2017, 2021
Margaret G. Innes
- Postdoctoral Fellow
- Syracuse University
Abstract
This dissertation examines distribution as a central concern of photographic production between 1926 and 1951. During this period, the American left-wing press served as a key site of reception for European avant-garde practices that retheorized the public function of art and photography’s role in reaching a mass audience. Three case studies chart the evolving visual tactics of leftist pictorials and their dialogical relationship with photographers’ work: the reception of German photomontage and worker photography in the American pictorial “Labor Defender” from 1926 to 1937; the use of the pictorial statistical methods of Viennese philosopher Otto Neurath and Cologne artist Gerd Arntz in “Photo-History” magazine in 1937 and 1938; and the formation of the New York Photo League, which was active from 1936 to 1951 and whose genealogical ties to “Labor Defender” complicate the group’s professedly straight, documentary aesthetic of the 1930s and 1940s. Taken together, these studies reframe American photography of the interwar period between art and mass culture.
Abstract
“Collective Forms” examines the role of photography within the American radical labor press of the 1920s-1930s. Focusing on workers’ pictorials and workers’ camera clubs, the project considers how these cultural formations reshaped the interwar public sphere and reimagined labor as a community.

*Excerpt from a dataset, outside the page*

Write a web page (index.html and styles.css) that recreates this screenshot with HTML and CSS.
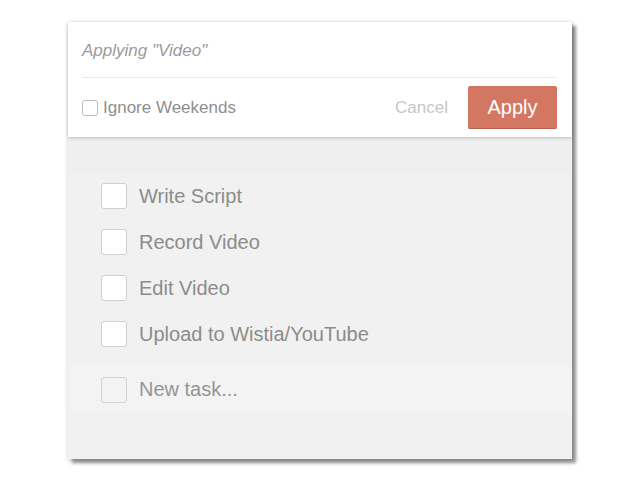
FILE: index.html
```html
<!DOCTYPE html>
<html>
<head>
<meta charset="utf-8">
<link rel="stylesheet" href="styles.css">
</head>
<body>
<div class="panel">
  <div class="header">
    <div class="title">Applying "Video"</div>
    <div class="controls">
      <label class="ignore"><span class="small-box"></span>Ignore Weekends</label>
      <div class="actions">
        <span class="cancel">Cancel</span>
        <button class="apply">Apply</button>
      </div>
    </div>
  </div>
  <div class="body">
    <div class="top-band"></div>
    <ul class="tasks">
      <li class="task"><span class="box"></span>Write Script</li>
      <li class="task"><span class="box"></span>Record Video</li>
      <li class="task"><span class="box"></span>Edit Video</li>
      <li class="task"><span class="box"></span>Upload to Wistia/YouTube</li>
    </ul>
    <div class="task new-task"><span class="box empty"></span>New task...</div>
  </div>
</div>
</body>
</html>
```
FILE: styles.css
```css
html, body {
  margin: 0;
  padding: 0;
  background: #ffffff;
}
body {
  font-family: "Liberation Sans", Arial, Helvetica, sans-serif;
  padding: 22px 0 0 68px;
  height: 488px;
  box-sizing: border-box;
  overflow: hidden;
}
.panel {
  width: 504px;
  height: 437px;
  background: #f1f1f1;
  box-shadow: 4px 4px 3px rgba(0,0,0,0.38), 1px 2px 6px rgba(0,0,0,0.18), 0 0 1px rgba(0,0,0,0.15);
  display: flex;
  flex-direction: column;
  position: relative;
}
.header {
  background: #ffffff;
  padding: 0 15px 0 14px;
  height: 115px;
  box-sizing: border-box;
  box-shadow: 0 1px 3px rgba(0,0,0,0.22);
  position: relative;
  z-index: 1;
}
.title {
  height: 56px;
  display: flex;
  align-items: center;
  font-size: 17px;
  font-style: italic;
  color: #9b9b9b;
  border-bottom: 1px solid #ececec;
  padding-top: 3px;
  box-sizing: border-box;
}
.controls {
  display: flex;
  align-items: center;
  justify-content: space-between;
  padding-top: 8px;
}
.ignore {
  display: flex;
  align-items: center;
  font-size: 17px;
  color: #8f8f8f;
}
.small-box {
  width: 14px;
  height: 14px;
  border: 1px solid #bdbdbd;
  border-radius: 3px;
  margin-right: 5px;
  background: #fff;
}
.actions {
  display: flex;
  align-items: center;
  gap: 20px;
}
.cancel {
  font-size: 17px;
  color: #c6c6c6;
}
.apply {
  width: 89px;
  height: 43px;
  background: #d47762;
  border: none;
  border-bottom: 1px solid #b9604e;
  border-radius: 2px;
  color: #ffffff;
  font-family: "Liberation Sans", Arial, sans-serif;
  font-size: 20px;
  padding: 0;
}
.body {
  flex: 1;
  display: flex;
  flex-direction: column;
  background: #f1f1f1;
}
.top-band {
  height: 36px;
  background: #efefef;
}
.tasks {
  list-style: none;
  margin: 0;
  padding: 0 0 9px 0;
}
.task {
  height: 46px;
  display: flex;
  align-items: center;
  padding-left: 33px;
  font-size: 20px;
  color: #8c8c8c;
}
.box {
  width: 24px;
  height: 24px;
  border: 1px solid #cfcfcf;
  border-radius: 3px;
  background: #ffffff;
  margin-right: 12px;
  flex: none;
}
.box.empty {
  background: transparent;
  border-color: #d2d2d2;
}
.new-task {
  background: #f3f3f3;
  color: #959595;
  height: 47px;
}
```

It surveys photography’s use across a range of publications and presentational formats to demonstrate how tactics such as collectivized authorship, photomontage, protest photography, and serial narrative drew on precedents within the European and Soviet communist press while engaging the conditions of the domestic media ecosystem and working-class public. The project argues that these representational practices destabilized the historical, linguistic, and racial parameters of capitalist nation-building to organize workers for an international proletarian movement. This project likewise advances an understanding of photography as a social-relational form and the collective as a paradigm with which to rethink photography’s history.